All the while the slow strangulation was aided, abetted and I suspect master-minded by purple shirted and purple-aspirant CEO- and AD- and RMC-types, as they breathily chased administrative and theological mundanity, respectability, banality. Because as it happens, though they weren’t heavily into genuflection,  they so  horizontalized the mysteries of the Church’s core business of worship  that ironically they were prostrate, worshipping faded middle-classness in the service of something called “relevance,” “the dreariest rationalism.” 


Baxter’s Holy Spirit famously squawked and laid an egg[5] and the Incarnate Baby slid silently down the bathwater’s ecclesiastical gurgler (too dull and prosaic to ever be a piscina) and slid past glaring gate-keepers, out the door, into city streets and bars. “Come out and meet your Lover.”


Ah, the gate-keepers! The psalmist saw them long ago: “I have seen the wicked in great power, and spreading himself like a green bay tree.” They are still there for now, at the door, keeping seekers out and the submissive in. Burnt-out clingers to past dreams, aesthetes whose version of good taste, often paradoxically prosaic, is the apotheosis of aspiration. That’s not the way we do it here, which means “that’s not the way we did it as Mother Ecclesia died around our ears, but we’re still here.” The purple-shirted and their acolytes often love them, because: deep pockets. Because compliance.

Because boat-unrocking stagnant dreariness. 


So where now, Mother Ecclessia?


Will o’ the wisps, or in Latin “ignes fatui,”were considered dangerous things, leading the vulnerable to sticky ends. Fire of fools. But perhaps there is a clue there? Fools for Christ perhaps?[6] Perhaps where Mother Ecclesia has become the hoax that Merton feared is where it became afraid to be foolish. 
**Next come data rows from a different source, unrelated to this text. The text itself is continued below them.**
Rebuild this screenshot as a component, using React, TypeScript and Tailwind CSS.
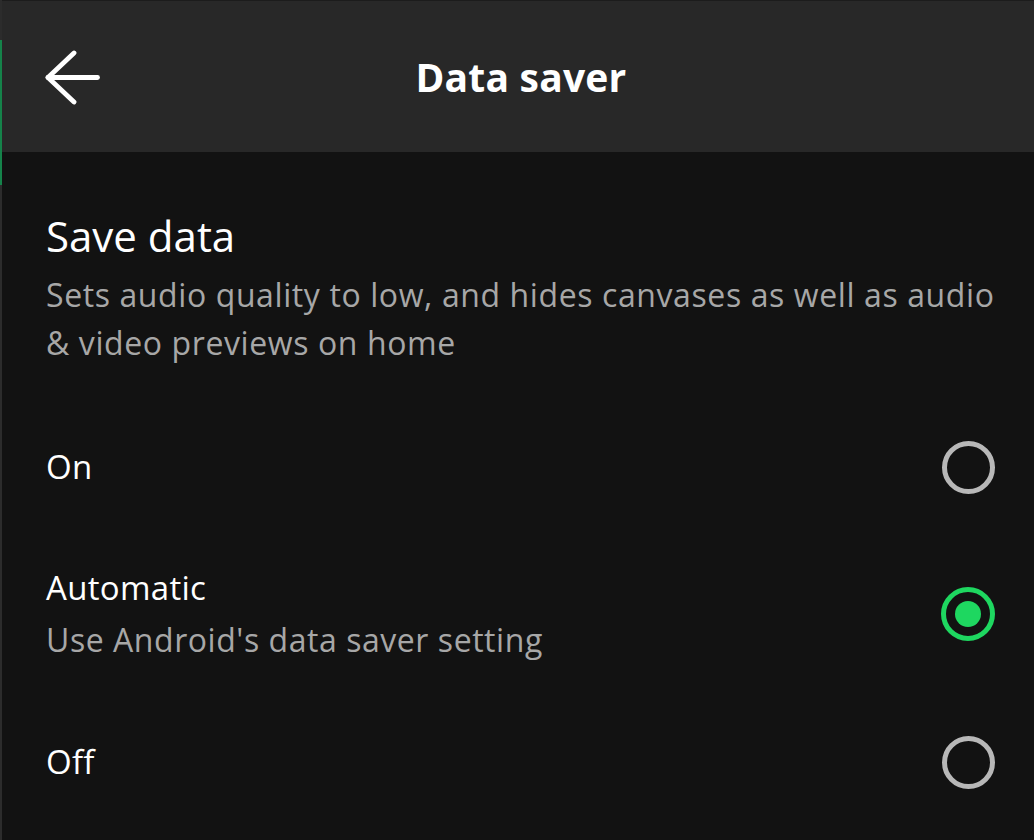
import React from "react";

function Radio({ selected }: { selected?: boolean }) {
  if (selected) {
    return (
      <div className="flex h-[54px] w-[54px] shrink-0 items-center justify-center rounded-full border-[5px] border-[#1ed760]">
        <div className="h-[26px] w-[26px] rounded-full bg-[#1ed760]" />
      </div>
    );
  }
  return <div className="h-[53px] w-[53px] shrink-0 rounded-full border-[5px] border-[#b8b8b8]" />;
}

export default function App() {
  return (
    <div className="relative flex h-[840px] w-[1034px] flex-col overflow-hidden bg-[#121212] font-['Open_Sans',sans-serif] text-white">
      {/* left edge strip */}
      <div className="absolute left-0 top-0 h-full w-[2px] bg-[#2c2c2c]">
        <div className="mt-[40px] h-[145px] w-full bg-[#15834a]" />
      </div>

      {/* Header */}
      <header className="grid h-[152px] shrink-0 grid-cols-[1fr_auto_1fr] items-center border-t border-[#1c1c1c] bg-[#282828]">
        <div className="flex items-center pl-[45px]">
          <svg width="56" height="56" viewBox="0 0 56 56" fill="none" stroke="white" strokeWidth="4.8" strokeLinecap="round" strokeLinejoin="round">
            <path d="M3 28.5 H52.5" />
            <path d="M29 4 L3 28.5 L29 53" />
          </svg>
        </div>
        <h1 className="pl-2 text-[39px] font-bold leading-[48px] tracking-[0.2px]">Data saver</h1>
        <div />
      </header>

      {/* Body */}
      <main className="flex flex-col pl-[46px] pr-[39px] pt-[59px]">
        <h2 className="text-[42px] leading-[50px] text-white">Save data</h2>
        <p className="mt-[10px] text-[32px] leading-[48px] tracking-[0.6px] text-[#a7a7a7]">
          Sets audio quality to low, and hides canvases as well as audio &amp; video previews on home
        </p>

        <div className="mt-[27px] flex flex-col">
          <div className="flex h-[146px] items-center justify-between">
            <span className="text-[33px] leading-[44px] tracking-[0.3px]">On</span>
            <Radio />
          </div>
          <div className="flex h-[148px] items-center justify-between">
            <div className="flex flex-col">
              <span className="text-[33px] leading-[44px] tracking-[0.3px]">Automatic</span>
              <span className="mt-2 text-[32px] leading-[44px] tracking-[0.55px] text-[#a7a7a7]">
                Use Android&apos;s data saver setting
              </span>
            </div>
            <Radio selected />
          </div>
          <div className="flex h-[148px] items-center justify-between">
            <span className="text-[33px] leading-[44px] tracking-[0.3px]">Off</span>
            <Radio />
          </div>
        </div>
      </main>
    </div>
  );
}
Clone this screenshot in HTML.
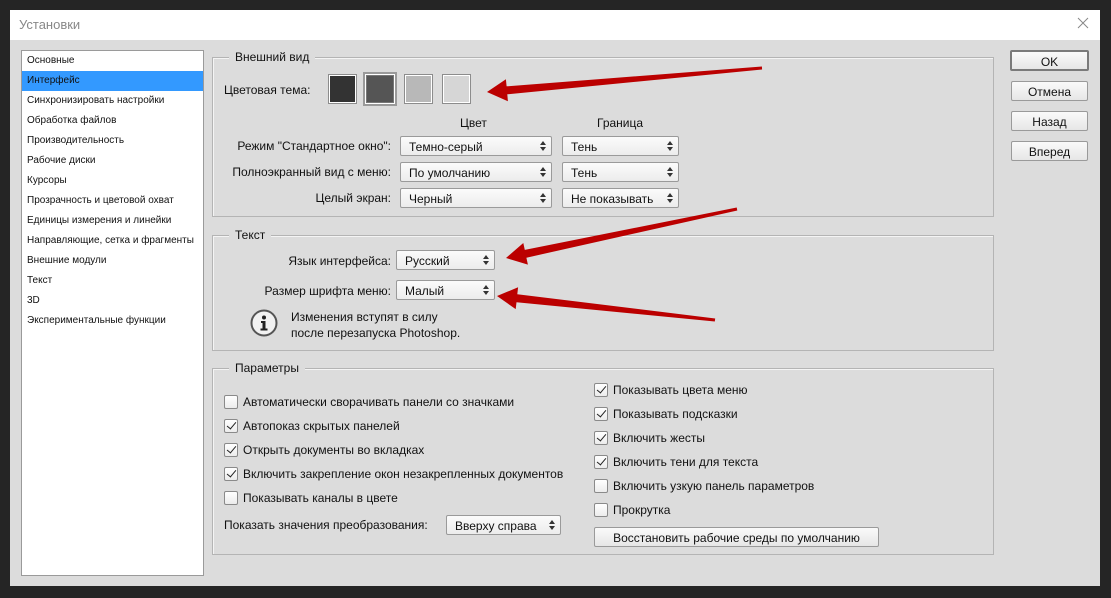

We are called to a dance of fools. Out where the ignes fatui dance. Out beyond the stern, glum gate-keepers of propriety and dignity. Out where the dance is undignified, crazy, holy.


Merton fought against this out, trying to stay on board, trying to hint from within at the possibility of a dance, a holy manic largesse of spirit. He tried to persuade his gatekeepers of a mad manic faith so bizarre (yet, ironically, so disciplined) that he dare liken it to a tab of LSD. Oh to have faith that might be likened to the outplay of a tab of LSD! Oh to have joy that might suggest drunkenness at nine o’clock in the morning!


I once experienced a bum acid (LSD) trip. For umpteen hours I was trapped in a body that was being strangled from within, strangled by the God I did not believe in. Perhaps it was prescient. Since then I have also experienced life trapped inside a body of faux-­Christ. Trapped where the lights are going out, trapped and soul-strangled from within by a small g- imposter-god, a faux-god called “how we’ve always done it,” and “how it’s safe to do it” and strangely, because faux-gods will always shape-shift, actually a god called “how the ticket collector did it” and “how the auditor did it” and a myriad other invitations to a living death.


Yet, just beyond the hunched shoulders and glowering visage of that faux-God, beyond the glaring gate-keepers and their stern visages sneering in cold contempt, do I see ignes fatui, dancing on the marsh, threatening to lead journeyers to their death?


Not leading though, to the death of hope. Not leading to the desperate death of the respectable, to the dreary rationalist death of the already lifeless. Not beckoning the banal, prosaic pragmatism of a club-church in which croziers became iPhones and piscinae became gurglers, the club-congregation of the already-dead. Leading to a holy death.
  
That body of banality is an imposter. Its death knows no hope: abandon hope, all ye who enter. CEOs going down out of habit more than courage, followed by their acolytes with extinguished candles, trudging together in a self-inflicted death, death without dance. “I had not thought death had undone so many,” wrote Dante, and it is undoing many more, trudging, trudging. Grossman wrote of the darkest of deaths: “immediately behind Viktor, right at his heels, followed doubt, suffering, lack of belief,” and then bleakly, “we will have vanished – just as the Aztecs once vanished.”

[More later ... because after Good Friday comes Easter]


[1] Because here in the antipodes we don’t like to think “English”, though sometimes we skip the Angles and Saxons and claim the Celts.
[2] Merton, to Donald Allchin, April 25th 1964. Reprinted in Furlong, Merton, 274.
[3] In a tongue-in-cheek letter to a friend Merton suggested the latter send “a barrel of LSD” along with some Bob Dylan records. I am informed a “barrel” was slang for a mere tab, but Merton’s humour was terribly risqué and with that sort of impishness he could never have been an Anglican, I’m sure. Merton, to Edward Rice, July 20th 1964. Cited in Furlong, Merton, 296.
[4] James K. Baxter, Complete Prose (Volume 3. Wellington: Victoria University Press, 2015), 38. 
[5] James K. Baxter, “Ode to Auckland”, Collected Poems (Wellington: Oxford University Press, 1979), 598.
[6] For those who feel that foolishness belongs outside the hallowed grounds or faith, 1 Cor 4.10 and surrounds makes interesting reading.